Execution Certainty vs. Price Certainty: The Core Trade-Off

This dynamic encapsulates the entire choice:

  • Market orders = execution certainty, price uncertainty. You will buy the shares, but the price depends on the order book’s depth at the moment you submit. If the spread is wide (common during low-liquidity hours or in less-traded stocks), you’ll pay much worse than the mid-price.

  • Limit orders = price certainty, execution uncertainty. You enforce a price ceiling, but you may wait indefinitely for the stock to dip to your limit, or it might never arrive, leaving you without a position.

For instance, if you’re trying to exit a large position urgently (e.g., a fund manager needing to raise cash by market close), you’ll use a market order despite the slippage, because execution guarantees matter more than shaving a few cents per share. Conversely, if you’re scaling into a position over weeks and price discipline is critical, limit orders let you accumulate only at acceptable valuations, even if the process takes time.

Depth and Slippage: How Order Size Matters

A subtle but critical point: execution certainty is itself contingent on order size. A market order for 100 shares in a heavily traded stock like Apple fills instantly against the top bid/ask. A market order for 500,000 shares may deplete several price levels, creating what traders call slippage—the difference between the expected mid-price and the actual blended fill price.

Consider:

ScenarioOrder Book (Ask Side)Market Order Outcome
Small order (100 sh)500 @ 100.10; 1000 @ 100.20Fills 100 @ 100.10 (minimal slippage)
Large order (800 sh)500 @ 100.10; 1000 @ 100.20Fills 500 @ 100.10, 300 @ 100.20 (blended ~$100.16)

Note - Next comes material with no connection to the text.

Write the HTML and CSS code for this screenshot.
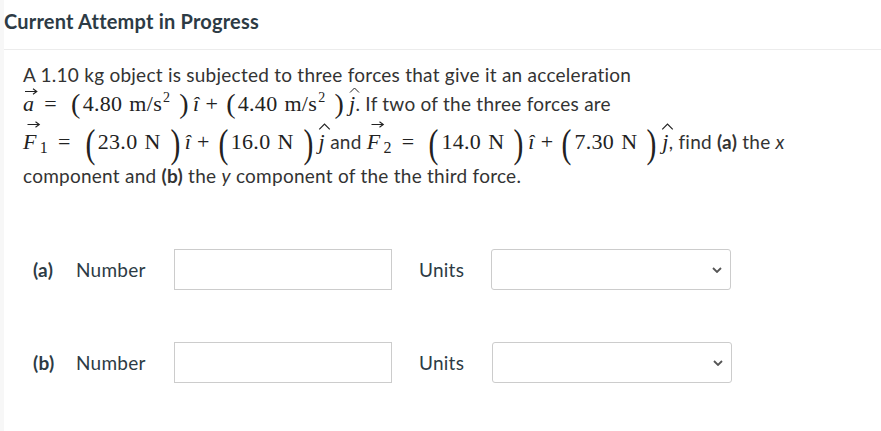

Limit orders sidestep this problem. Setting your limit above current market but below the peak price (e.g., a buy limit at $100.25 when the spread is $100.10–$100.15) increases odds of execution while still capping your worst price. You “pick off” liquidity passively rather than aggressively demanding it.

Passive vs. Aggressive Dynamics: Liquidity Provision

Another asymmetry: placing a limit order that sits on the book makes you a liquidity provider—you’re adding depth that benefits other traders. In exchange, some markets and brokers offer fee rebates for limit orders. Conversely, a market order is aggressive; you consume existing liquidity and typically incur higher fees. Some trading venues charge a small premium for market orders and rebate limit-order fees, incentivizing passive behavior and rewarding restraint.

This structure has reshaped how traders operate. Algorithms, aware of these incentives, often prefer to place limit orders further away from the mid-price, gradually walking orders up or down to achieve price targets while harvesting rebates. Meanwhile, retail or panicked traders who demand immediate execution via market orders subsidize this liquidity-provision game through worse fills.

Real-World Scenarios: When to Use Each

Use a market order when:

  • You need immediate execution (e.g., rebalancing a portfolio by day-end for tax or regulation reasons)
  • Execution urgency outweighs price precision (emergency liquidation)
  • The stock is highly liquid (tight spread, deep order book), so slippage is minimal
  • You’re trading a very small size relative to daily volume

Use a limit order when:

  • You have time and can wait for a favorable price
  • You’re building a large position and want to average down, accumulating only at chosen levels
  • Volatility is high and you want to avoid bid-ask-spread whipsaw
  • You’re trading less-liquid securities where spreads are wide and slippage is material

In practice, most sophisticated traders use hybrid approaches: place limit orders to initiate positions passively, but switch to market orders if deadlines approach or execution certainty becomes critical.

Partial Fills and Time-in-Force Rules

One more wrinkle: a limit order might fill partially. You set a buy limit for 1,000 shares at $100; the book has only 300 shares available at that price. Your order fills 300 and sits waiting for another 700. Different brokers offer different time-in-force options:

  • Good-till-cancel (GTC): The order persists until you manually cancel or it fills.
  • Day order: Expires at market close if unfilled.
  • Immediate-or-cancel (IOC): Fills what it can instantly; any unexecuted portion cancels automatically.

A market order, by contrast, executes in its entirety or not at all; there is no partial-fill scenario unless the entire order size exceeds total available liquidity (rare in major stocks, more common in illiquid names).